Italy figures prominently in several essays, particularly in “I Shot A Man In Corleone: How Sicily Explained Johnny Cash To Me.” He moves from Johnny Cash’s concert at Folsom Prison to the Sicilian Mafia to the dogs of Palermo to Moby Dick to Bob Dylan and Walt Whitman.  In this essay he also gives a glimpse of his marriage to Barbara Hamby, who sometimes plays Alice Trillin to his Calvin.  He recounts her receiving the larger slice of cassata alla siciliana and saying to him after he has pouted, “I know you wanted me to give you that big piece of cake, but I’d already given you the bigger steak, so I figured, do I have to give him the bigger everything?”  He moves from this into a segment on another formidable wife, June Carter Cash.

            His focus turns to striptease in “Like A Twin Engine Bomber” and to women and mysticism in “Shrouded In A Fiery Mist,” in which he calls Saint Teresa “sexy” and writes that “Emily Dickinson and Saint Teresa of Avila expand our definition of who women are and what they can be . . . .”  They allow us to imagine “a life in which physicality and spirituality aren’t alternated but combined, fused in a way that transcends both sates, the self, our physical surroundings—that unites the heavens and the earthly world, as Emerson said.  Dickinson calls this third way [of living] ‘the swoon / God sends us women,’ Saint Teresa a ‘radiance.’  Hawthorne calls it Eden, a garden that, for both saint and poet, shimmers like a fiery mist.”  He takes on religion again in “Why Does It Always Have To Be a Boy Baby?” writing, “Religion is best taken, not as an idea, but as an appetite.”

            In “Give Me Life Coarse and Rank,” Kirby writes about Whitman, connecting him to the Hebrew poets of   the Old Testament and to “old, weird America,”—again, a carnival—a “country of radical individuals, of street preachers, con men, hoboes, frontiersmen, wandering musicians, slaves on the run, Native American shamans and warriors and shape-shifters, folk heroes (Paul Bunyan, John Henry, Johnny Appleseed) and villains (the James brothers, Billy the Kid).”  If Saint Teresa’s and Emily Dickinson’s mysticism focused on union with God, Whitman’s is focused on union among human beings, and, Kirby writes, “It’s not that Whitman fails to express union (‘that word unsaid’)—no poet can, so what he describes instead and with sweaty, breathy accuracy is his failed quest to do so.”
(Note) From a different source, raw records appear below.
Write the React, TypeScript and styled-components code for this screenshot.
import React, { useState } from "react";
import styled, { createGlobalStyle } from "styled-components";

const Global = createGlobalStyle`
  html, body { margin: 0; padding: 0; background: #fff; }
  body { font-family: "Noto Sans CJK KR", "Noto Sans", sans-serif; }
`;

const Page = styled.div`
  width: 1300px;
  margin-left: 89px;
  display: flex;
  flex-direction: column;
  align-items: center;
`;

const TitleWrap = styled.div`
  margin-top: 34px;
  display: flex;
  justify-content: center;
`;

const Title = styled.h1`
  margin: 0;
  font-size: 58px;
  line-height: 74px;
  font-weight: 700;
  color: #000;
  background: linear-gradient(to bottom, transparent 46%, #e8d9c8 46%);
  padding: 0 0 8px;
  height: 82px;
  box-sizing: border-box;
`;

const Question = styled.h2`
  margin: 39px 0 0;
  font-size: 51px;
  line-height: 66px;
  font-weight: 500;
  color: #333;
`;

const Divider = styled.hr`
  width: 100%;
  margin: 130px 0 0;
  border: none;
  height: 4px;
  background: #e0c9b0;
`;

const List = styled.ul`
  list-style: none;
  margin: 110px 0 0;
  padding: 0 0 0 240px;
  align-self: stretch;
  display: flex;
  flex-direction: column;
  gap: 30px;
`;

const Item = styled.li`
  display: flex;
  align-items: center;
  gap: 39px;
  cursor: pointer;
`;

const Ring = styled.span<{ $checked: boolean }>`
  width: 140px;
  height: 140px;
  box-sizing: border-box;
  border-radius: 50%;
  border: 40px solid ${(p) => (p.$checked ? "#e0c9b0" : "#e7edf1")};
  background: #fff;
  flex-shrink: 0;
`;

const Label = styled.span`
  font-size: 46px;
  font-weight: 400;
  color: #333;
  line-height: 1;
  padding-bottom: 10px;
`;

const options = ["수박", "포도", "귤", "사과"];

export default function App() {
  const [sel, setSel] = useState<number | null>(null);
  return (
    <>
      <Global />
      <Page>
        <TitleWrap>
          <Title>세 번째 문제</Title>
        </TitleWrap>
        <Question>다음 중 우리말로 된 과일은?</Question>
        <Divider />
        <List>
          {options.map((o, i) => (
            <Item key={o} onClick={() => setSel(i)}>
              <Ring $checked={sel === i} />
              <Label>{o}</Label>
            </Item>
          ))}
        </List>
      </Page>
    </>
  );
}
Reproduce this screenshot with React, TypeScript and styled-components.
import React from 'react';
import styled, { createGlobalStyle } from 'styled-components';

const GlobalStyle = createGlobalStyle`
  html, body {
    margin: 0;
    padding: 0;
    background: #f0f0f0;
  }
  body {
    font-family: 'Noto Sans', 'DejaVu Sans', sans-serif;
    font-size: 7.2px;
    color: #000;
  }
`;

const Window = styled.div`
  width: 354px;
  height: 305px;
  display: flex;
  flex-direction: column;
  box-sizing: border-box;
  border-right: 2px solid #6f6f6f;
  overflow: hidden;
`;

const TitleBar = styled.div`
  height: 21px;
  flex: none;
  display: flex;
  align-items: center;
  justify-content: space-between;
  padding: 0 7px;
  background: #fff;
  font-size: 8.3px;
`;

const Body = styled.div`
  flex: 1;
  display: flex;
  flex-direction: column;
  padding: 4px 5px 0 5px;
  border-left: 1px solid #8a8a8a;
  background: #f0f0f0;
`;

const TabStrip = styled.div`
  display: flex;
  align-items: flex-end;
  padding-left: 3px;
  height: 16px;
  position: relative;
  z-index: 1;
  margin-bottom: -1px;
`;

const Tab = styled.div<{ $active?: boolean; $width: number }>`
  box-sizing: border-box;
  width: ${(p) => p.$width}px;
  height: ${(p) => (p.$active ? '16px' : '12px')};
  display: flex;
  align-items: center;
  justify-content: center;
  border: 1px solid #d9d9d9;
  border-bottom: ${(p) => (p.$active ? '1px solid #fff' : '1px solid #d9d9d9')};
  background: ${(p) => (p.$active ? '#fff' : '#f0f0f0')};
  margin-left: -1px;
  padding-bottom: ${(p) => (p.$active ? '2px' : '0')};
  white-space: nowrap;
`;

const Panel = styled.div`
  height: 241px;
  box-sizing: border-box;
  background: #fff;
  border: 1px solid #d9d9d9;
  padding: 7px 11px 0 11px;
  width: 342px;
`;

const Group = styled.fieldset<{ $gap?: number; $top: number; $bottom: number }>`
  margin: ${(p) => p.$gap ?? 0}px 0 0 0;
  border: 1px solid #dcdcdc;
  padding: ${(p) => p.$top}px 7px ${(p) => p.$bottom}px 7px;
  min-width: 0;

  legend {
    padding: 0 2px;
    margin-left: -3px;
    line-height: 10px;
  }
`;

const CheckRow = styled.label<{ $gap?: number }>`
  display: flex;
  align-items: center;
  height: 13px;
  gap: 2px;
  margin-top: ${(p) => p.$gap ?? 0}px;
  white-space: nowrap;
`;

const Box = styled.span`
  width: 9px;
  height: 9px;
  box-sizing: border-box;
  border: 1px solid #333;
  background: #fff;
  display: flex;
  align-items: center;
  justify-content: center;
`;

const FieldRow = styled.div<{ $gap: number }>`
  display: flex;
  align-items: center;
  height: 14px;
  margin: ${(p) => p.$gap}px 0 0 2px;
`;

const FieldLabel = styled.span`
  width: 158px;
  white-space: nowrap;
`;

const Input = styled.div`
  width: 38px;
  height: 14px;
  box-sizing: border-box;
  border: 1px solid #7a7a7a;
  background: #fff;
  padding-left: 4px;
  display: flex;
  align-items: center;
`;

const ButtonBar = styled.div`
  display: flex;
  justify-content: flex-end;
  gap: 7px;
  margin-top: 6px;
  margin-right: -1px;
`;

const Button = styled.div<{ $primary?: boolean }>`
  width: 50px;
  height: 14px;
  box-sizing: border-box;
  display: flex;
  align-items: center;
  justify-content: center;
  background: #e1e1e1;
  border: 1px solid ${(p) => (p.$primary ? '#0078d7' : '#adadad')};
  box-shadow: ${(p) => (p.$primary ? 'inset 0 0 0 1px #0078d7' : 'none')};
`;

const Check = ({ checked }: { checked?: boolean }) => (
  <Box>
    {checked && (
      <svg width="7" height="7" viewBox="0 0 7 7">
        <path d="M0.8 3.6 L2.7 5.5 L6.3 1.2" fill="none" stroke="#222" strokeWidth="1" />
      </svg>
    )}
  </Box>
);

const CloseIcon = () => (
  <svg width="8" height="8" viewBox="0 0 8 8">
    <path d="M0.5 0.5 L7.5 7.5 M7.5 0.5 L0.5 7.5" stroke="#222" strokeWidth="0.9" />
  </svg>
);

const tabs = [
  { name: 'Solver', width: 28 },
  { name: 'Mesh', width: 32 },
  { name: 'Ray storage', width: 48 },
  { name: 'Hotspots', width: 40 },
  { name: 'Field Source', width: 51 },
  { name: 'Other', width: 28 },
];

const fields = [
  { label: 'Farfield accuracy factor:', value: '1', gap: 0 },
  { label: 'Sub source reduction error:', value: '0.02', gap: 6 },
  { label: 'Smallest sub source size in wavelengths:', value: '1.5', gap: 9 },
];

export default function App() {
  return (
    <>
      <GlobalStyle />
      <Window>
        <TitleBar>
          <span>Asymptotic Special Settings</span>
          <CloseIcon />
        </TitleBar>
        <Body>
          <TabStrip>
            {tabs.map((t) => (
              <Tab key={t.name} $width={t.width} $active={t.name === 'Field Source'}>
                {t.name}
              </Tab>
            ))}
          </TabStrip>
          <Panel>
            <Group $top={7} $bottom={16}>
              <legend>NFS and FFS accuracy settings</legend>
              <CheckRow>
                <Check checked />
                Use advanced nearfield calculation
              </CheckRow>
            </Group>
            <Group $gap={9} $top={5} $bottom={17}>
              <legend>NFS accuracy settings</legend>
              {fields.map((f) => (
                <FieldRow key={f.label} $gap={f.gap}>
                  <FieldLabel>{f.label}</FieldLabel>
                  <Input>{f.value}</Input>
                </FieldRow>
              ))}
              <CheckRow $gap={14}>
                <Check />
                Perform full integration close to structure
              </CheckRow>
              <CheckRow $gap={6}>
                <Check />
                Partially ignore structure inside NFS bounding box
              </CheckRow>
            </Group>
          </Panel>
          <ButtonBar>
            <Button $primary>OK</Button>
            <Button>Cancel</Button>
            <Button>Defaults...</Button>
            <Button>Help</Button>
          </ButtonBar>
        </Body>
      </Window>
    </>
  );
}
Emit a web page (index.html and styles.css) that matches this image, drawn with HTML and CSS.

            To those of us who might want to follow Kirby’s footsteps into writing, he offers this advice: “First, read—read everything . . .   When you get to the infield, start walking, and don’t worry about getting lost, because it will almost certainly be better if you do.  Talk to everyone you meet.  Above all, listen.  Then retrace your steps and begin to write.  For only after reading and walking and talking and listening to people on every avenue are you ready to begin answering the only question worth asking —what’s good?”


Angela Kelsey lives in Miami Shores with Gracie and Max.